February 28, 2012

Album Review | The Ting Tings – Sounds from Nowheresville



You might have heard of The Ting Tings, you've just never heard of The Ting Tings. In 2008, their single “Shut and Let Me Go” became one of those songs that appeared in iPod commercials, movies, television and even got the band a coveted gig on Saturday Night Live. It became one of those songs you'd hear at the mall, the grocery store, maybe that odd time you went to your local dollar store, and you kind of just knew it, but you never really asked who sung it.

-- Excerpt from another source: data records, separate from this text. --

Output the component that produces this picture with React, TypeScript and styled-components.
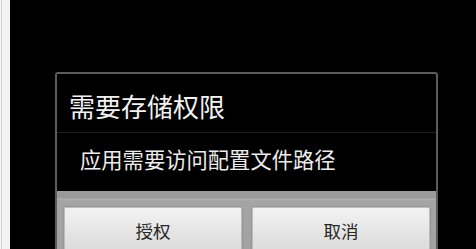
import React from "react";
import styled, { createGlobalStyle } from "styled-components";

const Global = createGlobalStyle`
  html, body { margin: 0; padding: 0; background: #000; overflow: hidden; }
  body { width: 476px; height: 249px; font-family: "Noto Sans CJK SC", "Noto Sans", sans-serif; }
  #root { height: 249px; }
`;

const Screen = styled.div`
  display: flex;
  height: 249px;
  width: 476px;
`;

const SideStrip = styled.div`
  width: 9px;
  flex: none;
  background: #f3f3f3;
  border-left: 1px solid #f8f8f8;
  box-shadow: inset 1px 0 0 #d0d0d0;
`;

const Stage = styled.div`
  flex: 1;
  background: #000;
  padding: 72px 0 0 45px;
  overflow: hidden;
`;

const Dialog = styled.div`
  width: 379px;
  height: 200px;
  border: 2px solid #5c5c5c;
  border-bottom: none;
  border-radius: 3px 3px 0 0;
  display: flex;
  flex-direction: column;
  background: #000;
`;

const Title = styled.div`
  height: 59px;
  box-sizing: border-box;
  padding: 17px 0 0 12px;
  color: #f2f2f2;
  font-size: 26px;
  line-height: 30px;
  border-bottom: 1px solid #1e1e1e;
`;

const Message = styled.div`
  height: 58px;
  box-sizing: border-box;
  padding: 12px 0 0 23px;
  color: #ececec;
  font-size: 21.3px;
  line-height: 28px;
`;

const ButtonBar = styled.div`
  flex: 1;
  display: flex;
  gap: 10px;
  padding: 16px 6px 0 7px;
  background: linear-gradient(to bottom, #9a9a9a 0px, #9a9a9a 7px, #b0b0b0 8px, #a4a4a4 10px, #a2a2a2 100%);
`;

const Button = styled.div`
  flex: 1;
  height: 50px;
  box-sizing: border-box;
  border: 1px solid #bdbdbd;
  border-bottom: none;
  border-radius: 2px 2px 0 0;
  background: linear-gradient(to bottom, #f2f2f2 0%, #e2e2e2 60%, #d8d8d8 100%);
  box-shadow: 0 0 2px rgba(0, 0, 0, 0.25);
  display: flex;
  justify-content: center;
  padding-top: 12px;
  color: #262626;
  font-size: 17.5px;
  line-height: 22px;
`;

export default function App() {
  return (
    <>
      <Global />
      <Screen>
        <SideStrip />
        <Stage>
          <Dialog>
            <Title>需要存储权限</Title>
            <Message>应用需要访问配置文件路径</Message>
            <ButtonBar>
              <Button>授权</Button>
              <Button>取消</Button>
            </ButtonBar>
          </Dialog>
        </Stage>
      </Screen>
    </>
  );
}
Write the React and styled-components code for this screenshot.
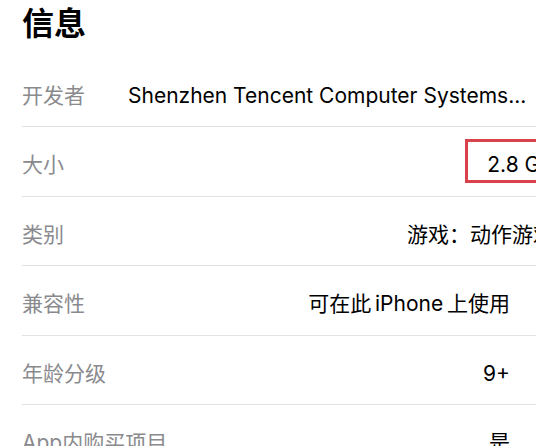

Now in 2012, The Ting Tings – made up of duo Katie White and Jules de Martino – return with their second studio album Sounds from Nowheresville, an album that feels like a duplicate of something you've probably heard before, probably in 2009. Sounds is an album filled with songs that you might hear as the soundtrack of an edgy commercial from your local bank, songs that have enough of a generic framework to it that they could be used for just about anything. However, Sounds is also a record that doesn't settle for being just a copy cat. Instead, White and de Martino, not happy with just providing a lesser version of a better song you've heard before, also seem to make sure that no one will dare compare them to someone else if they make an album meant to induce internal bleeding.

There are moments when The Tings Tings' Sounds moves away from imitation to something that just seems like pure parody. Songs like “Give It Back” hint at a production that would make LCD Soundsystem fans gently bob their head, yet when the vocals start, White and de Martino seem to be evoking the sound of The Kills' Midnight Boom but miss all the spunk and genuine ferocity that made Boom a solid album. Here on Sounds, we get White and de Martino doing their best to sing with a snarl and instead just seem to be shrieking because someone – someone who clearly hates ears – told them that shrieking is “punk-rock.”

And that's the problem with Sounds. While White and de Martino might yell, scream and holler, they don't really seem to have any emotional motivation behind their songs, they don't really seem to believe their own message that they're trying to sell.

The yelling only continues with the atrocious speak-singing of “Guggenheim,” a song that tries to sell a broken hearted romance that even when White starts yelling the chorus, sounds more deadpan than anything else on the album. It's a disgusting mess that makes you grit your teeth and wonder, “girl, who let you believe this was good?”

And that's when you see it: that Jules de Martino – one half of The Ting Tings – produced the entire album himself. With Sounds, you get a sense that the band could've used an outsider's perspective. Clocking in at under thirty-five minutes, Sounds feels much longer than it really is, and only shows promise in a few places. Tracks like “Hit Me Down Sonny” feels remotely playful, White almost finding a balance in her vocals between spunky and screechy. The quasi ballad “Day to Day” also holds some potential. But even with these tracks, Sounds from Nowheresville is a telling name, and you almost wish these songs stayed in its fabricated place of origin. A place that feels desolate, dismal and sparse; yet a place that still feels more lively and spirited than this album.